Mais ces avancées ne doivent pas masquer la difficulté. Les discussions doivent, en effet, porter sur les sujets qui fâchent : statut de Jérusalem, frontières de la future Palestine, sort des réfugiés palestiniens et des colonies israéliennes, etc. Tout le monde connaît les contours d’un accord «acceptable», établis par les multiples sessions précédentes, de Camp David, en 2000, à Annapolis, en 2007-2008 : la restitution de 95% de la Cisjordanie aux Palestiniens, l’échange de territoires israéliens contre les grands blocs de colonisation, la reconnaissance du droit au retour sans retour automatique pour les réfugiés, le partage de Jérusalem… Mais ce n’est pas pour autant qu’un accord est à portée de main. D’autant que les deux parties concernées ont tenté d’imposer des préconditions que les Etats-Unis ont refusées. Israël a demandé que les Palestiniens reconnaissent le caractère juif de l’Etat hébreu, qu’ils s’engagent à ne lancer aucune attaque et à abandonner toute revendication ultérieure à un éventuel accord. Les Palestiniens réclamaient l’arrêt de la colonisation, la prise en compte des négociations passées, dont celles menées en 2008 par le gouvernement d’Ehud Olmert, et la mise noir sur blanc des objectifs finaux des négociations, à savoir un Etat palestinien dans les frontières de 1967, avec Jérusalem pour capitale, et le droit au retour des réfugiés.

Des chances de succès ?

Elles sont faibles, à l’évidence. Tous les acteurs du processus lancé aujourd’hui à Washington sont dans un état de faiblesse tel qu’il augure mal de leur capacité à négocier un accord et à le faire accepter à leurs peuples respectifs. Benyamin Nétanyahou n’est venu à la table des négociations que contraint et forcé par les pressions américaines et une série de bévues, dont la dernière en date est l’attaque de la flottille humanitaire pour Gaza, qui n’ont fait qu’affaiblir Israël. Mahmoud Abbas est en posture encore plus délicate. Il ne contrôle pas la moitié de son territoire, la bande de Gaza étant désormais le fief de ses rivaux islamistes du Hamas. Son mandat a expiré il y a plus d’un an et demi sans qu’on sache quand des élections se tiendront dans les Territoires palestiniens. Même le médiateur américain n’est pas en position d’effectuer des pressions sur les parties en cas de blocage : Barack Obama, qui se prépare à de difficiles élections au Congrès en novembre, est accaparé par la crise économique. Il n’a jamais obtenu d’Israël le gel total et complet de la colonisation, initialement exigé comme préalable. Au contraire, Nétanyahou a répété, il y a quelques jours encore, que la colonisation reprendrait le 26 septembre, terme du moratoire qu’il avait annoncé en janvier. Il est approuvé par deux tiers des Israéliens selon un sondage publié hier par une chaîne de télévision privée. Dans ce cas, les Palestiniens, soutenus par la Ligue arabe, ont d’ores et déjà prévenu qu’ils quitteraient la table des négociations.
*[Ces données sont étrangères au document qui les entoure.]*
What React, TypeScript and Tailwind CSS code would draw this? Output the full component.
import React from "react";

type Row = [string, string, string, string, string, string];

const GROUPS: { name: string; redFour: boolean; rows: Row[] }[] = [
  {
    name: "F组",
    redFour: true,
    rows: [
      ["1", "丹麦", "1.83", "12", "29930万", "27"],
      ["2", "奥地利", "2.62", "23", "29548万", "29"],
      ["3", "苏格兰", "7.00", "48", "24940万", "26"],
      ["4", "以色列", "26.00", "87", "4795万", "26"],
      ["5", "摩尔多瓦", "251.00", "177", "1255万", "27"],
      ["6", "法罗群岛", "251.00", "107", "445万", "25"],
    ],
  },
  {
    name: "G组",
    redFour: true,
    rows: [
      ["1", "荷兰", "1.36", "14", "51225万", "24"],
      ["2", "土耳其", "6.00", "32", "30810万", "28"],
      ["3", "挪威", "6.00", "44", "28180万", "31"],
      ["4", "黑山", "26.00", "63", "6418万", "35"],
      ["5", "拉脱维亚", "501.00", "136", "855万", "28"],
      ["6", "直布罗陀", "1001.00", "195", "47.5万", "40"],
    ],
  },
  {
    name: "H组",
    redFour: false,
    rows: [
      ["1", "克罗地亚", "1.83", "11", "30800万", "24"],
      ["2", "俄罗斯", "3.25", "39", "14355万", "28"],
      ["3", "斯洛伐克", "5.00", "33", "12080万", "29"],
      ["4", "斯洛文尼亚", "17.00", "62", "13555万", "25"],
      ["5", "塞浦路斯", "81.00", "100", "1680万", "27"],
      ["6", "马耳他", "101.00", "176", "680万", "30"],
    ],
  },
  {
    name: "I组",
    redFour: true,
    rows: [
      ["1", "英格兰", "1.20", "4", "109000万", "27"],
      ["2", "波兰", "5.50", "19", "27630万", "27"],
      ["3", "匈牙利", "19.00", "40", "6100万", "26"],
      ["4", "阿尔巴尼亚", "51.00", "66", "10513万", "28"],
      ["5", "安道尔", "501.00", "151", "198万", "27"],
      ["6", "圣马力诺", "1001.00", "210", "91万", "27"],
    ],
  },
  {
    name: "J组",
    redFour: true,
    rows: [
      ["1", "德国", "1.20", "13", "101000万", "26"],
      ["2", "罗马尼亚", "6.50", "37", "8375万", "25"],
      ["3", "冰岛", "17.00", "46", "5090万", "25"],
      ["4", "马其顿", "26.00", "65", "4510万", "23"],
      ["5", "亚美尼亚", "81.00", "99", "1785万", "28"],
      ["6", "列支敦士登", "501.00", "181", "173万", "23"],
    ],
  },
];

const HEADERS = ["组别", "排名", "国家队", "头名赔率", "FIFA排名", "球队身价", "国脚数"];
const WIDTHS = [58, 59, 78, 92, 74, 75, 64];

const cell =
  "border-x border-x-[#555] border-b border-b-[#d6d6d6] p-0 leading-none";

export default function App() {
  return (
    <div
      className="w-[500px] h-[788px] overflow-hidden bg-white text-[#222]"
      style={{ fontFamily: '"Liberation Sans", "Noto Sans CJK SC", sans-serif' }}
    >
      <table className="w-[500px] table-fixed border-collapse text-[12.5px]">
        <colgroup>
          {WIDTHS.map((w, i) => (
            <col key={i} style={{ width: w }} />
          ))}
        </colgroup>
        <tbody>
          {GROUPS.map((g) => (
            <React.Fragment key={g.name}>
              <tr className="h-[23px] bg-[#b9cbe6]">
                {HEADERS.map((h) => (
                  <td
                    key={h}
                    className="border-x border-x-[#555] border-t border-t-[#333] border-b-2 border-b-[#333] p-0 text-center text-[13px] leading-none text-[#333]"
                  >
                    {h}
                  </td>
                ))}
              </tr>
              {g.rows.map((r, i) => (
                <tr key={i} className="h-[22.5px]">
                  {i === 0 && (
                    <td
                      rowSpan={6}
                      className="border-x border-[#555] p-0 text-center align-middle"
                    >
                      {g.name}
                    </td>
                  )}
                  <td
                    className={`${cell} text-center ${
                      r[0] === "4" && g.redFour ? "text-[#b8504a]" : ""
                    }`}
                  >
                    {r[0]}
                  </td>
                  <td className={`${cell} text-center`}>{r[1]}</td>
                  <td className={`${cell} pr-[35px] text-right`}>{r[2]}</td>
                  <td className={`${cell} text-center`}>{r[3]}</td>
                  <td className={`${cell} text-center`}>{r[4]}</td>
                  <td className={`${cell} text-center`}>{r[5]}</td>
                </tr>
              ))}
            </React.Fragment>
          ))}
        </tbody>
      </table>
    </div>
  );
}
Les ennemis d’un accord sont nombreux et puissants. Ils vont des colons israéliens, piliers de la coalition gouvernementale au pouvoir, au Hamas et à ses soutiens, l’Iran d’Ahmadinejad et le Hezbollah libanais. Les attentats, comme celui de mardi, risquent de se multiplier, sans compter les possibles actions violentes de groupes de colons extrémistes plus mobilisés que jamais. Si le moratoire sur la colonisation est reconduit, ils feront tout pour faire tomber la coalition gouvernementale. Laquelle est déjà divisée : hier, le ministre (travailliste) de la Défense s’est prononcé pour un partage de Jérusalem, à l’opposé de Nétanyahou qui milite pour une «capitale indivisible».

Surtout, la question iranienne, qui est la vraie priorité des Etats-Unis dans la région, risque de mobiliser l’attention et les efforts de l’administration Obama, probablement le président américain le plus favorable aux Palestiniens. En cas de nouvel échec, ces derniers pourraient être tentés de proclamer unilatéralement un Etat. C’est en tout cas la menace brandie par Mahmoud Abbas. Pour Barack Obama, ce serait un casse-tête de plus, et un échec aussi.